There was a time when there was no dungeon among these people. The ministers made themselves of no reputation and received none who did, and God saw to it that they had sufficient trials and persecutions to keep them very humble. To receive such brethren, you must put no confidence in the flesh. All, ministers and all other members of the body alike, were voluntarily kept prostrate in the dust by the Spirit of God. It was the watchfulness and discernment by the Spirit of God that enabled men to hold such a standard and the obedience and sensitivity of men to the Spirit of God, for it is flat out impossible for men to hold it by themselves. “Except the LORD build the house, they labour in vain that build it: except the LORD keep the city, the watchman waketh but in vain.”* (Psalms 127:1) Over the years, many things try to find a place among the people of God, but the Spirit of God will defend the work as long as the children of God hear the voice of the Spirit and allow themselves to be guided by Him.

God easily deals with human weakness and makes up for our lack of judgment and how easily we can be fooled.

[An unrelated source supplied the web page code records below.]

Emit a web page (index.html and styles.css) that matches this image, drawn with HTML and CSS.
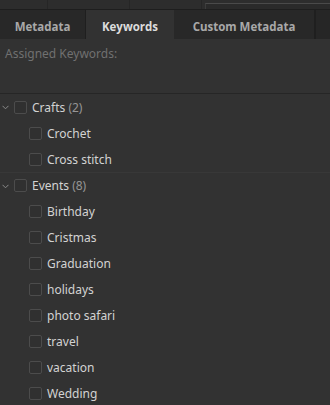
FILE: index.html
```html
<!DOCTYPE html>
<html lang="en">
<head>
    <meta charset="UTF-8">
    <title>Keywords</title>
    <link rel="stylesheet" href="styles.css">
</head>
<body>
    <div class="topstrip">
        <div class="cell" style="width: 48px"></div>
        <div class="cell" style="width: 82px"></div>
        <div class="cell" style="width: 72px"></div>
        <div class="field"></div>
    </div>
    <div class="tabs">
        <div class="tab" style="width: 86px">Metadata</div>
        <div class="tab active" style="width: 88px">Keywords</div>
        <div class="tab" style="width: 141px">Custom Metadata</div>
        <div class="tab rest"></div>
    </div>
    <div class="assigned">Assigned Keywords:</div>
    <div class="tree">
        <div class="group">
            <div class="row parent">
                <span class="chev"><svg width="7" height="5" viewBox="0 0 7 5"><path d="M0.5 0.8 L3.5 3.8 L6.5 0.8" fill="none" stroke="#8a8a8a" stroke-width="1"/></svg></span>
                <span class="box"></span>
                <span class="label">Crafts <span class="count">(2)</span></span>
            </div>
            <div class="row child"><span class="box"></span><span class="label">Crochet</span></div>
            <div class="row child"><span class="box"></span><span class="label">Cross stitch</span></div>
        </div>
        <div class="group">
            <div class="row parent">
                <span class="chev"><svg width="7" height="5" viewBox="0 0 7 5"><path d="M0.5 0.8 L3.5 3.8 L6.5 0.8" fill="none" stroke="#8a8a8a" stroke-width="1"/></svg></span>
                <span class="box"></span>
                <span class="label">Events <span class="count">(8)</span></span>
            </div>
            <div class="row child"><span class="box"></span><span class="label">Birthday</span></div>
            <div class="row child"><span class="box"></span><span class="label">Cristmas</span></div>
            <div class="row child"><span class="box"></span><span class="label">Graduation</span></div>
            <div class="row child"><span class="box"></span><span class="label">holidays</span></div>
            <div class="row child"><span class="box"></span><span class="label">photo safari</span></div>
            <div class="row child"><span class="box"></span><span class="label">travel</span></div>
            <div class="row child"><span class="box"></span><span class="label">vacation</span></div>
            <div class="row child"><span class="box"></span><span class="label">Wedding</span></div>
        </div>
    </div>
</body>
</html>
```

FILE: styles.css
```css
* {
    margin: 0;
    padding: 0;
    box-sizing: border-box;
}

body {
    background: #323232;
    font-family: 'Noto Sans', 'Open Sans', sans-serif;
    width: 330px;
    height: 405px;
    overflow: hidden;
}

.topstrip {
    display: flex;
    height: 10px;
    background: #2d2d2d;
    border-bottom: 1px solid #1e1e1e;
}

.cell {
    height: 9px;
    border-right: 1px solid #262626;
}

.field {
    flex: 1;
    margin-left: 3px;
    margin-top: 3px;
    height: 6px;
    border-top: 1px solid #4a4a4a;
    border-left: 1px solid #3c3c3c;
    background: #2a2a2a;
}

.tabs {
    display: flex;
    height: 29px;
    background: #262626;
}

.tab {
    display: flex;
    align-items: center;
    justify-content: center;
    background: #282828;
    border-right: 1px solid #1f1f1f;
    color: #a8a8a8;
    font-family: 'Open Sans', sans-serif;
    font-weight: bold;
    font-size: 11.5px;
    padding-top: 3px;
}

.tab.active {
    background: #323232;
    color: #dcdcdc;
    border-right: none;
}

.tab.rest {
    flex: 1;
    background: #262626;
    border-left: 1px solid #1f1f1f;
    border-right: none;
}

.assigned {
    height: 55px;
    padding: 6px 0 0 5px;
    color: #707070;
    font-size: 12px;
    border-bottom: 1px solid #262626;
}

.group + .group {
    border-top: 1px solid #383838;
}

.row {
    display: flex;
    align-items: center;
    height: 26px;
    color: #d2d2d2;
    font-size: 12px;
}

.group + .group .row:first-child {
    height: 25px;
}

.parent {
    padding-left: 2px;
}

.child {
    padding-left: 29px;
}

.chev {
    display: flex;
    width: 12px;
    padding-top: 1px;
}

.box {
    width: 13px;
    height: 13px;
    border: 1px solid #4c4c4c;
    border-radius: 2px;
    background: #303030;
    margin-right: 5px;
}

.count {
    color: #959595;
}
```
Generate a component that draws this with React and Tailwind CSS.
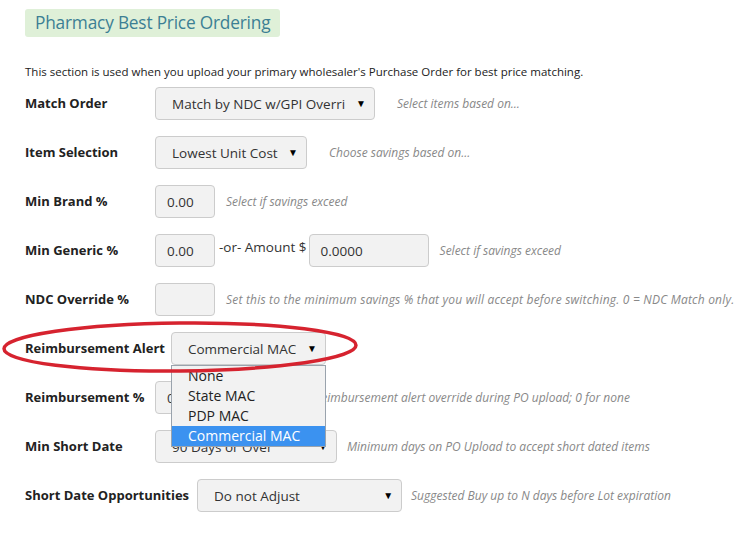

He weaves human mistakes into His dealings and works all things for good to them that love Him. What He will not abide is rebellion. If we refuse to hear His voice, He will leave us to our own devices. “I will go and return to my place, till they acknowledge their offense, and seek my face: in their affliction they will seek me early.”* (Hosea 5:15)

A spiritual brother preached on this text, “Arm yourselves.”* (1 Peter 4:1) He foresaw the “changing of the guard.” He saw the trouble that was coming. And he was right.

Just as people backslide in their hearts and go on professing, movements of people do the same with just as little self-realization of their condition (Revelations 3:17). They are not stirred because they do not want to be stirred.